Festival Burning Man é o Woodstock da era ‘millennial’
Ruidosa edição 2019 ferveu o deserto americano na semana passada

Há cinquenta anos, o festival de Woodstock eternizou a geração hippie ao reunir milhares de cabeludos em uma área rural americana para ouvir rock’n’roll, rolar na lama e consumir drogas à vontade. Realizada de 25 de agosto a 3 de setembro, a mais recente edição do Burning Man atraiu quase 80 000 pessoas ao deserto do Estado americano de Nevada para curtir música eletrônica, flanar na areia — e, bem, consumir muita droga sintética. O evento, que está em seu 33º ano, não é bem um festival — seus organizadores preferem chamá-lo de “experimento social”. À maneira de Woodstock, contudo, nenhum outro acontecimento capta tão bem o espírito dos millennials, a geração que cresceu embalada na tecnologia e nas redes sociais.
O Burning Man nasceu em 1986 como ritual que unia o povo geek — os jovens executivos do Vale do Silício — e malucos em geral em uma praia de São Francisco. O ápice da festa era a queima do tal homem citado no nome do evento. O boneco em chamas foi ficando maior, assim como a concentração de festeiros — até que as reclamações da vizinhança obrigaram os organizadores a buscar outro endereço. Em 1990, eles encontraram no Deserto de Black Rock o lugar ideal para fazer barulho sem limites — e crescer de forma impressionante.

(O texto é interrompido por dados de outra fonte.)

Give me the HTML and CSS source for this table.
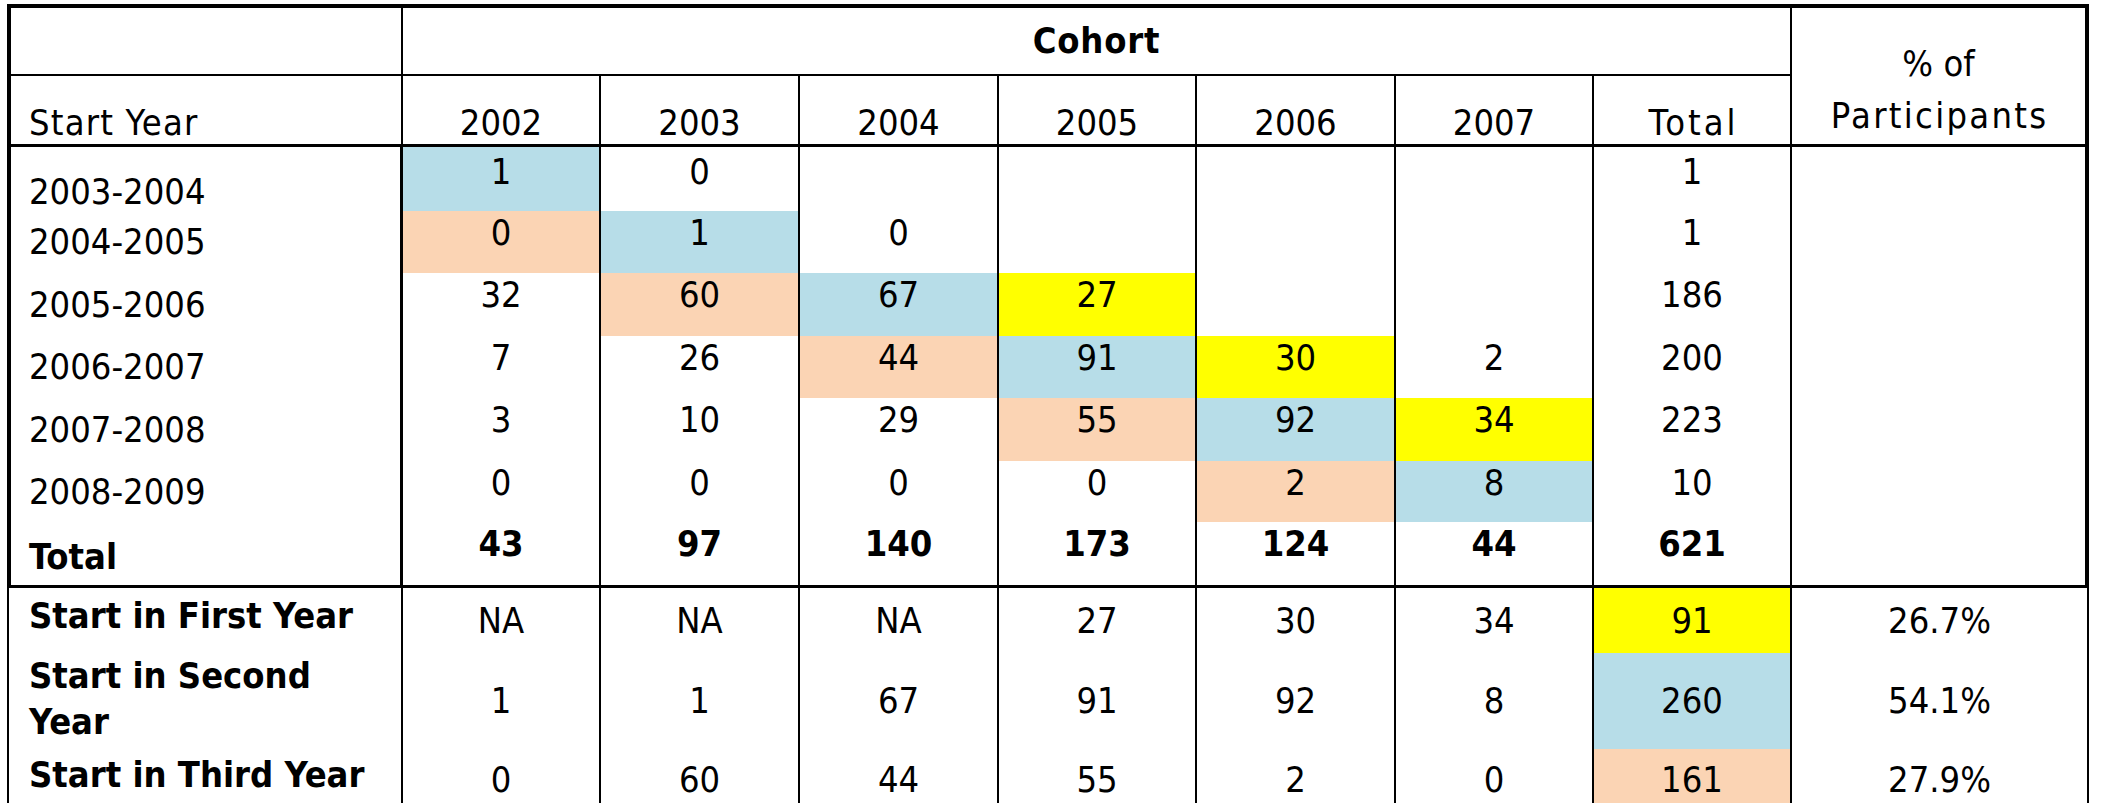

A cada versão, o Burning Man se transforma. Na área de 18 quilômetros quadrados, todo ano é erguida uma cidade em que se abrigam tendas, esculturas imensas, exposições de arte e tecnologia. O público fica em barracas ou em trailers. Em alguns deles, há intenso consumo de drogas e sexo livre. Neste ano, 58 pessoas foram presas por porte de entorpecentes e um homem morreu (aparentemente intoxicado). Mas isso não abalou o sucesso da balada. No final da festa, vem o êxtase: as estruturas monumentais são destruídas por chamas.
Nem tudo, porém, é alucinógeno no Burning Man. No meio de um cenário em que circulam casais com filhos, peladões e gente em fantasias inacreditáveis, topa-se com modelos, celebridades e a elite da era digital. Elon Musk, CEO da Tesla, já foi. Larry Page e Sergey Brin, do Google, também. Como em qualquer pedaço do globo onde há badalação, os brasileiros comparecem em peso. “Acordava cedo e pedalava minha bike para conhecer pessoas e obras de arte. É um lugar mágico”, diz a modelo cearense Lou Montenegro, que foi ao evento com seu noivo, o empresário Alvaro Garnero. Aos 32 anos, ela enfrentou o calorão no deserto exibindo seu físico impecável, com botas e biquíni preto.

O arrojo das estruturas, as fantasias e as máscaras para encarar tempestades de areia dão ao Burning Man um ar de Mad Max. Nesse cenário quase pós-apocalíptico, os participantes seguem mandamentos típicos das preocupações millennials. Embora se paguem em média 425 dólares para entrar, lá dentro o dinheiro é vetado. As pessoas levam sua comida e itens para “escambos”. Também precisam recolher seus resíduos. “Eu dava barrinhas de proteína a todos”, conta Lou. “Eles querem que você se desprenda do mundo para ser quem você é”, diz a produtora gaúcha Guta Vargas, de 26 anos, outra que compareceu à edição 2019.
Apesar do “desapego”, a carne é fraca: muitos vão ao evento para fazer cliques instagramáveis. “Amo tirar fotos, postar e receber elogios. Em cada canto tem luz bacana, obras maravilhosas e pessoas que representam uma parte muito importante da experiência”, conta o publicitário Marcony Leite, de 24 anos. Essa balada é fogo.